Most applicants use the Thai E-Visa system at thaievisa.go.th to submit their application online. You create an account, upload scanned copies of all documents, and pay the fee by credit card. If the E-Visa system isn’t available in your region, you’ll need to schedule an in-person appointment at a Thai embassy or consulate.

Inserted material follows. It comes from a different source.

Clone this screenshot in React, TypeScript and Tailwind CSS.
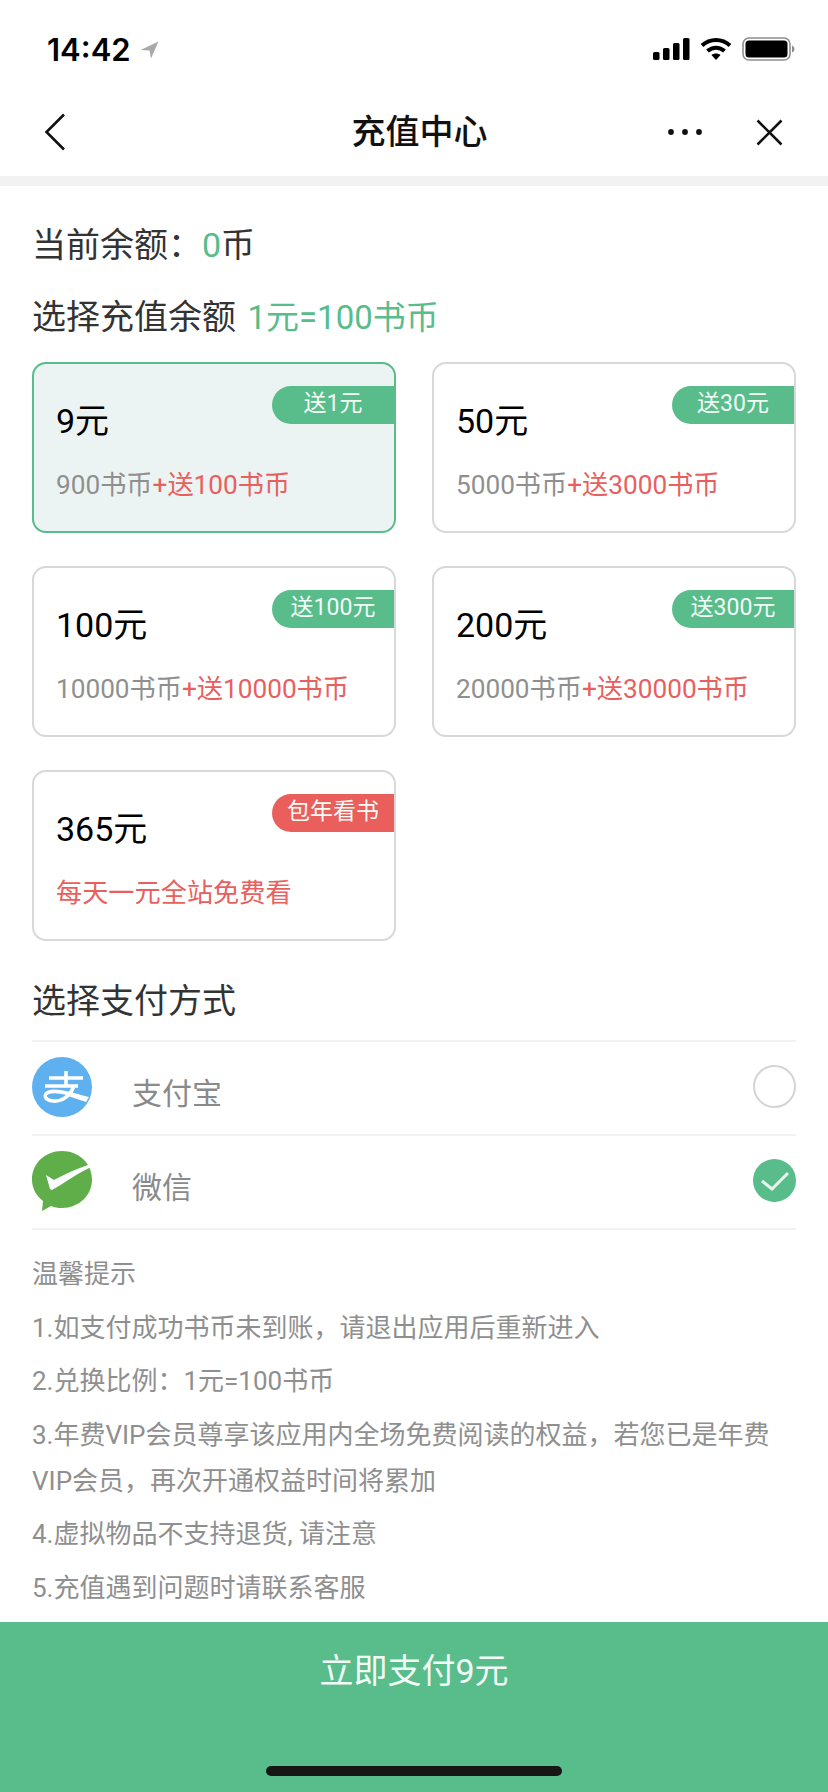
import React from "react";

const plans = [
  { price: "9元", base: "900书币", extra: "+送100书币", badge: "送1元", selected: true },
  { price: "50元", base: "5000书币", extra: "+送3000书币", badge: "送30元" },
  { price: "100元", base: "10000书币", extra: "+送10000书币", badge: "送100元" },
  { price: "200元", base: "20000书币", extra: "+送30000书币", badge: "送300元" },
];

function Card({ price, base, extra, badge, selected, red }: { price: string; base?: string; extra: string; badge: string; selected?: boolean; red?: boolean }) {
  return (
    <div className={`relative h-[171px] rounded-[14px] border-2 ${selected ? "border-[#58bd8b] bg-[#ecf4f3]" : "border-[#d8d8d8] bg-white"}`}>
      <div className={`absolute right-0 top-[22px] flex h-[38px] w-[122px] items-center justify-center rounded-l-[19px] pb-[1px] text-[23px] text-[#f3fbf7] ${red ? "bg-[#ea5f5c]" : "bg-[#58bd8b]"}`}>{badge}</div>
      <div className="pl-[22px] pt-[35px] text-[34px] leading-[44px] text-black">{price}</div>
      <div className="pl-[22px] pt-[24px] text-[26.2px] leading-[36px] text-[#8f8f8f]">
        {base}
        <span className="text-[#e8605d]">{extra}</span>
      </div>
    </div>
  );
}

export default function App() {
  return (
    <div className="flex h-[1792px] w-[828px] flex-col overflow-hidden bg-white font-['Roboto','Noto_Sans_CJK_SC',sans-serif]">
      {/* Status bar */}
      <div className="flex h-[88px] items-start justify-between pl-[47px] pr-[33px] pt-[28px]">
        <div className="flex items-center gap-[9px]">
          <span className="font-['Inter',sans-serif] text-[31px] font-semibold leading-[44px] text-black">14:42</span>
          <svg width="19" height="18" viewBox="0 0 19 18"><path d="M18.5 0.5 L0.5 9 L9.5 9.5 L11 17.5 Z" fill="#a9a9a9" /></svg>
        </div>
        <div className="flex items-center gap-[10px] pt-[9px]">
          <svg width="37" height="24" viewBox="0 0 37 24" fill="#000">
            <rect x="0" y="15" width="6.5" height="8" rx="1.5" />
            <rect x="10" y="11" width="6.5" height="12" rx="1.5" />
            <rect x="20" y="6" width="6.5" height="17" rx="1.5" />
            <rect x="30" y="1" width="6.5" height="22" rx="1.5" />
          </svg>
          <svg width="32" height="24" viewBox="0 0 32 24" fill="none" stroke="#000" strokeWidth="4">
            <path d="M2 8.5 C10 1 22 1 30 8.5" />
            <path d="M7.5 14 C12.5 9.5 19.5 9.5 24.5 14" />
            <path d="M16 23 L11.5 18 C14 16 18 16 20.5 18 Z" fill="#000" stroke="none" />
          </svg>
          <svg width="53" height="24" viewBox="0 0 53 24" fill="none">
            <rect x="1" y="1" width="47" height="22" rx="6" stroke="#8e8e8e" strokeWidth="1.6" />
            <rect x="3.5" y="3.5" width="42" height="17" rx="3.5" fill="#000" />
            <path d="M50 8.5 C51.5 9 52.5 10.5 52.5 12 C52.5 13.5 51.5 15 50 15.5 Z" fill="#8e8e8e" />
          </svg>
        </div>
      </div>

      {/* Navigation */}
      <div className="grid h-[88px] grid-cols-[1fr_auto_1fr] items-center pl-[44px] pr-[45px]">
        <svg width="22" height="38" viewBox="0 0 22 38" fill="none" stroke="#111" strokeWidth="2.6"><path d="M20 1.5 L2.5 19 L20 36.5" /></svg>
        <div className="pl-[12px] text-[34px] font-medium text-[#111]">充值中心</div>
        <div className="flex items-center justify-end gap-[53px]">
          <svg width="36" height="8" viewBox="0 0 36 8" fill="#111">
            <circle cx="4" cy="4" r="2.9" />
            <circle cx="18" cy="4" r="2.9" />
            <circle cx="32" cy="4" r="2.9" />
          </svg>
          <svg width="27" height="27" viewBox="0 0 27 27" fill="none" stroke="#111" strokeWidth="2.6"><path d="M1.5 1.5 L25.5 25.5 M25.5 1.5 L1.5 25.5" /></svg>
        </div>
      </div>
      <div className="h-[10px] bg-[#f2f2f2]" />

      {/* Content */}
      <div className="px-[32px]">
        <div className="pt-[34px] text-[34px] leading-[50px] text-[#333]">
          当前余额：<span className="text-[#58bd8b]">0</span>币
        </div>
        <div className="pt-[22px] text-[34px] leading-[50px] text-[#333]">
          选择充值余额 <span className="ml-[3px] text-[33px] text-[#58bd8b]">1元=100书币</span>
        </div>

        <div className="mt-[19px] grid grid-cols-2 gap-x-[36px] gap-y-[33px]">
          {plans.map((p) => (
            <Card key={p.price} {...p} />
          ))}
          <Card price="365元" extra="每天一元全站免费看" badge="包年看书" red />
        </div>

        <div className="pt-[35px] text-[34px] leading-[50px] text-[#333]">选择支付方式</div>

        <div className="mt-[14px] border-t-2 border-[#f2f2f2]">
          <div className="flex h-[94px] items-start border-b-2 border-[#f2f2f2]">
            <svg className="mt-[15px]" width="60" height="60" viewBox="0 0 60 60">
              <circle cx="30" cy="30" r="30" fill="#5fb0ee" />
              <g fill="none" stroke="#fff" strokeWidth="3.6">
                <path d="M17 21 H51" />
                <path d="M34 14 V29" />
                <path d="M13 29 H46" />
                <path d="M42 29 C38 39 30 45 21 44 C12 43 11 37 17 35 C24 33 38 36 55 42" />
              </g>
              <path d="M30 34 L57 40 L54 45 L36 39 Z" fill="#fff" />
            </svg>
            <div className="ml-[40px] mt-[30px] text-[30px] leading-[44px] text-[#8a8a8a]">支付宝</div>
            <div className="ml-auto mt-[23px] h-[43px] w-[43px] rounded-full border-[2.5px] border-[#d4d4d4]" />
          </div>
          <div className="flex h-[94px] items-start border-b-2 border-[#f2f2f2]">
            <svg className="mt-[15px]" width="60" height="62" viewBox="0 0 60 62">
              <path d="M30 0 C47 0 60 12.5 60 28.5 C60 44.5 47 57 30 57 C26 57 22.5 56.5 19 55 L10 60 L11 50 C4 44.5 0 37 0 28.5 C0 12.5 13 0 30 0 Z" fill="#5fae4a" />
              <path d="M14 24 L22 29 C33 23 44 18 56 14 L59 16 C46 22 34 31 20 39 L18 38 Z" fill="#fff" />
            </svg>
            <div className="ml-[40px] mt-[30px] text-[30px] leading-[44px] text-[#8a8a8a]">微信</div>
            <svg className="ml-auto mt-[23px]" width="43" height="43" viewBox="0 0 43 43">
              <circle cx="21.5" cy="21.5" r="21.5" fill="#58bd8b" />
              <path d="M9 22 L19 30 L35 14" fill="none" stroke="#e9f6f0" strokeWidth="3" />
            </svg>
          </div>
        </div>

        <div className="pt-[21px] text-[26px] leading-[46px] text-[#8f8f8f]">
          <p>温馨提示</p>
          <p className="mt-[7.5px]">1.如支付成功书币未到账，请退出应用后重新进入</p>
          <p className="mt-[7.5px]">2.兑换比例：1元=100书币</p>
          <p className="mt-[7.5px]">3.年费VIP会员尊享该应用内全场免费阅读的权益，若您已是年费VIP会员，再次开通权益时间将累加</p>
          <p className="mt-[7.5px]">4.虚拟物品不支持退货, 请注意</p>
          <p className="mt-[7.5px]">5.充值遇到问题时请联系客服</p>
        </div>
      </div>

      {/* Pay button */}
      <div className="mt-auto flex h-[170px] flex-col items-center bg-[#58bd8b]">
        <div className="pt-[24px] text-[34px] leading-[50px] text-[#f3fbf7]">立即支付9元</div>
        <div className="mt-auto mb-[16px] h-[10px] w-[296px] rounded-full bg-[#161616]" />
      </div>
    </div>
  );
}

The application fee for a single-entry Non-Immigrant ED visa is $80 USD. A multiple-entry version costs $200 USD.7Royal Thai Consulate-General, Los Angeles. Visa Fee The multiple-entry option is worth considering if you plan to travel to neighboring countries during your training period, though you’ll also need re-entry permits (covered below). Processing takes up to 15 business days, excluding weekends and holidays. Submitting incomplete or unclear documents triggers a request for additional materials, which adds another five business days on top of the original wait.8Royal Thai Consulate-General, Los Angeles. Visa Information

The Destination Thailand Visa Alternative

The Destination Thailand Visa targets people pursuing Thai “soft power” activities, and Muay Thai training is explicitly listed as a qualifying activity. The DTV is a fundamentally different structure from the ED visa: it’s valid for five years, allows multiple entries, and grants up to 180 days of stay per entry.9Royal Thai Embassy, London. Destination Thailand Visa

The financial bar is higher. You need bank statements from the last three months showing an ending balance of at least 500,000 Thai Baht (roughly $16,000 USD) each month.10Royal Thai Embassy, Washington D.C. Destination Thailand Visa (DTV) The visa fee is $400 USD, not the 10,000 Thai Baht figure you may see quoted on older websites.7Royal Thai Consulate-General, Los Angeles. Visa Fee

Each 180-day stay can be extended once for an additional 180 days by visiting the Immigration Bureau in Bangkok and paying 1,900 Baht. After that combined 360-day period, you leave the country and re-enter on the same DTV for a fresh 180-day clock, as many times as you want within the five-year validity.9Royal Thai Embassy, London. Destination Thailand Visa For someone committed to training over several years, the DTV eliminates the cycle of short renewals that ED visa holders deal with. The tradeoff is the upfront financial requirement and the need to demonstrate that bank balance consistently.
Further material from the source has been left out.